È vero, per quanto gli israeliani abbiano fatto per incrementare la popolazione del Paese, organizzando il ritorno in massa degli ebrei, raddoppiando il numero di residenti, il confronto con gli arabi resta sempre perdente. I palestinesi della Striscia di Gaza sono due milioni e mezzo e altri due milioni e mezzo si aggiungono in Cisgiordania. Poi ci sono quelli della diaspora. Dunque, già così palestinesi e israeliani quasi si equivalgono. Ma poi ci sono tutti gli arabi dei Paesi circostanti, molti dei quali accerchiano Israele. Dunque, se il confronto deve essere fatto semplicemente sulla forza dei numeri, è evidente che lo Stato ebraico è destinato a scomparire, come diceva Revel. Ma il tema non è numerico. O per lo meno non è soltanto numerico. Il problema è che cosa accadrebbe in quell’area se Israele scomparisse, perché è questo il risultato finale di coloro che dicono di battersi per la Palestina.

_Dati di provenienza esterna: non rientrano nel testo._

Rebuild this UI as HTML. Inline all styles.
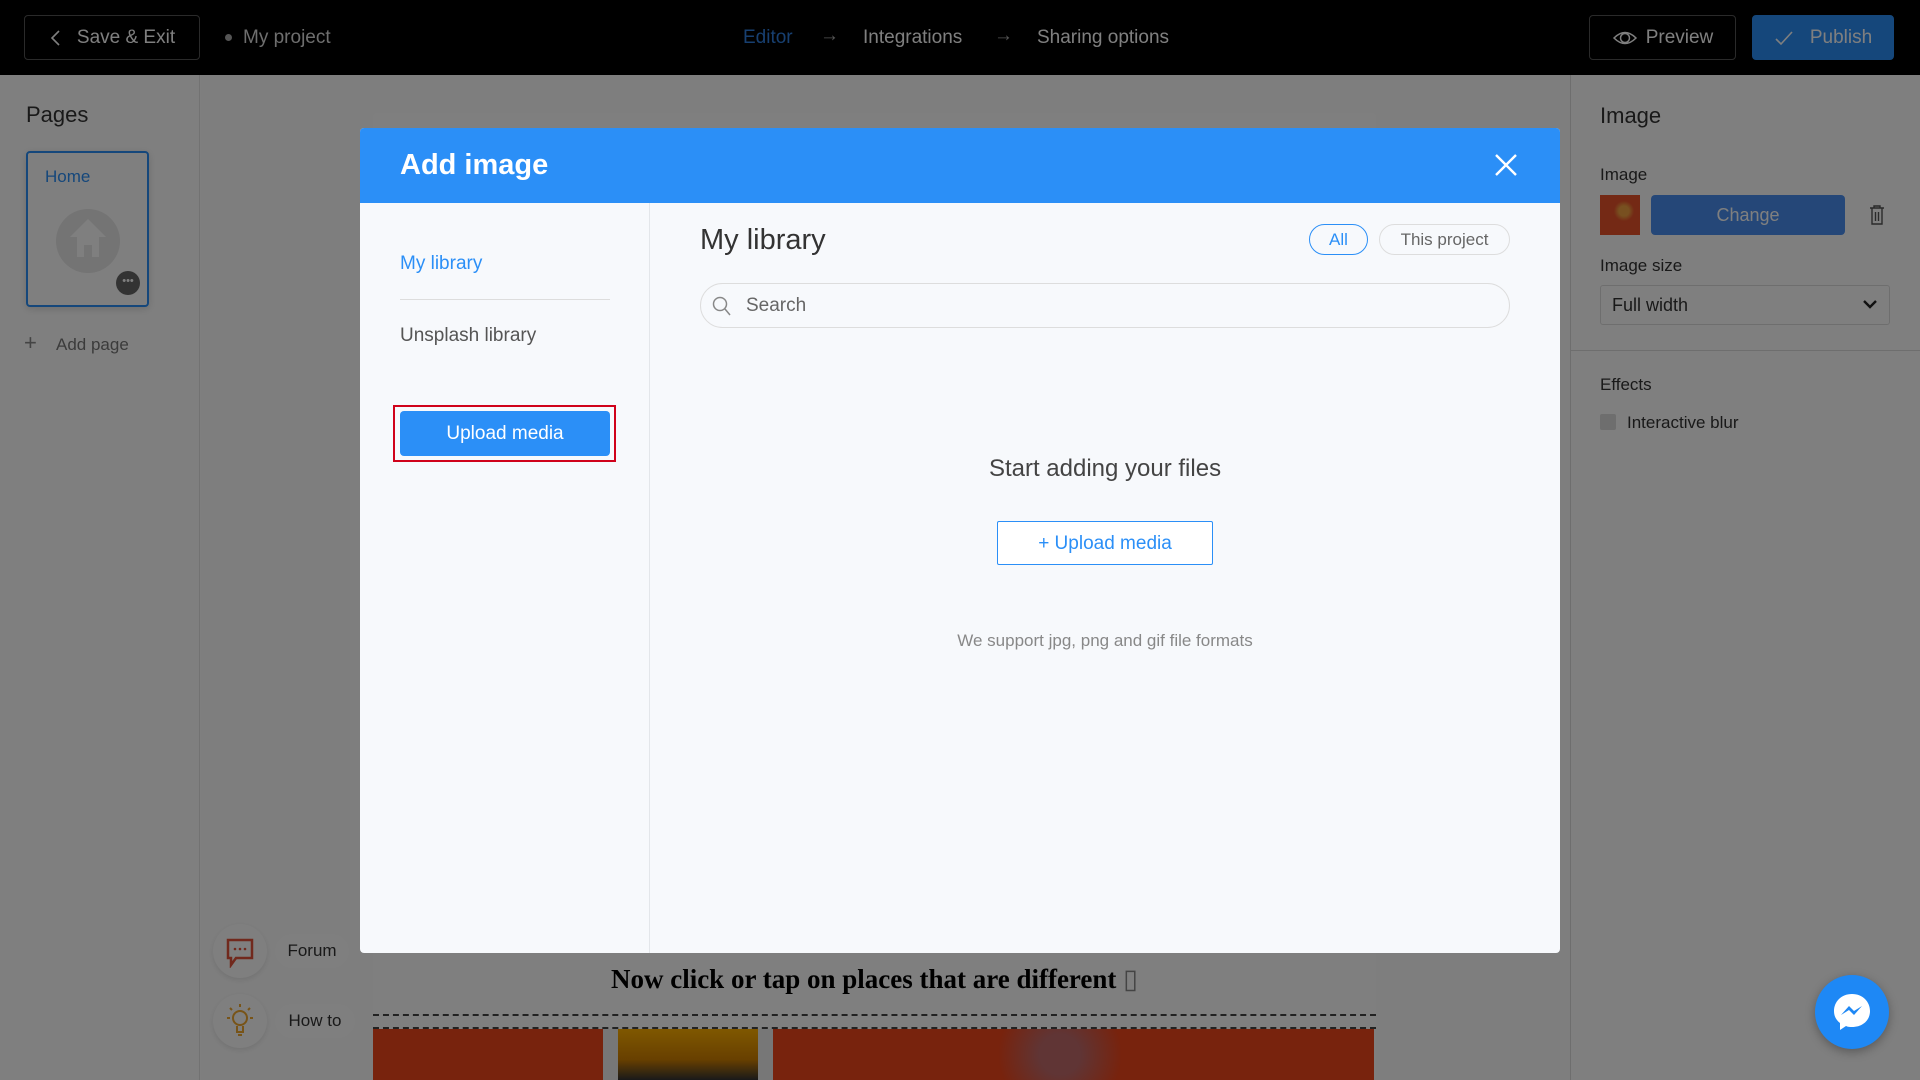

Per capirlo è sufficiente leggersi, non solo le dichiarazioni di molti dei capi di Hamas, ma lo statuto che 35 anni fa diede vita al Movimento islamico di resistenza. L’obiettivo dell’organizzazione è la cancellazione di Israele. Prova ne sia che lo sceicco Ahmed Yassin, colui che partendo dalla militanza nella Fratellanza musulmana fondò Hamas, riteneva i colloqui di pace una presa in giro. Per lui e i suoi seguaci, la terra è sacra e come tale tutta deve essere palestinese. Perciò è inutile credere che sia possibile la soluzione citata da molti osservatori, ovvero due popoli e due Stati, perché per Hamas di popolo e di Stato ce ne deve essere solo uno: il suo. Per il Movimento islamico di resistenza che ha assaltato e trucidato oltre un migliaio di israeliani inermi che dormivano nelle loro case o ballavano a un rave nel deserto, si deve tornare alla situazione del 1946, ovvero a prima che nascesse Israele.
Hamas non accetta e non accetterà mai una soluzione che veda restituita la parte di territori occupata dopo le guerre arabo-israeliane combattute dal 1948 a oggi. Del resto, proprio la situazione di Gaza ne è la dimostrazione. Nel 2005, Ariel Sharon decise il ritiro unilaterale dalla Striscia e contro il parere della destra israeliana evacuò tutte le colonie che si erano insediate in territorio palestinese. I tg diffusero le immagini di intere famiglie portate via con la forza e costrette a lasciare le case che avevano costruito e i terreni che avevano dissodato. Invece di pacificare gli animi, quella scelta li infiammò. L’anno dopo Hamas vinse le elezioni e con le buone, ma sarebbe più giusto dire con le cattive, impose la sua dittatura su Gaza. Già nel 2009 la situazione era tale che, a seguito di continui lanci di missili contro Israele, il governo guidato da Ehud Barak fu costretto a rientrare nella Striscia per dare la caccia ai terroristi. I lettori di Panorama ricorderanno un’inchiesta di Fausto Biloslavo in cui si ricostruiva in che modo già allora le famiglie palestinesi fossero usate come scudi umani da Hamas, che nascondeva le armi nelle scuole e lanciava razzi dai tetti delle abitazioni con sprezzo delle vite umane, messe a rischio dalla reazione israeliana.
Mezzo secolo fa (e migliaia di morti prima), Revel chiedeva a tutti di uscire dall’ambiguità, smettendola di giocare con le parole e le persone. Soprattutto, li invitava a farla finita con l’idea che l’unico problema fossero i territori occupati, ricordando che per anni quel fazzoletto di terra era stato controllato da Gamal Abd el-Nasser, che certo palestinese non era. Per Revel si era liberissimi di pensare che Israele non avesse diritto di esistere, oppure che lo avesse, ma poi, una volta fatta una scelta, ognuno avrebbe dovuto assumersi le proprie responsabilità. E, aggiungo io, farsi carico del peso di contribuire a far sparire l’unica democrazia della zona per sostituirla con uno Stato islamico. Chi oggi grida «Palestina libera» non sa che, come ai tempi dell’ayatollah Ruhollah Khomeyni in Iran, la sta consegnando ai suoi boia.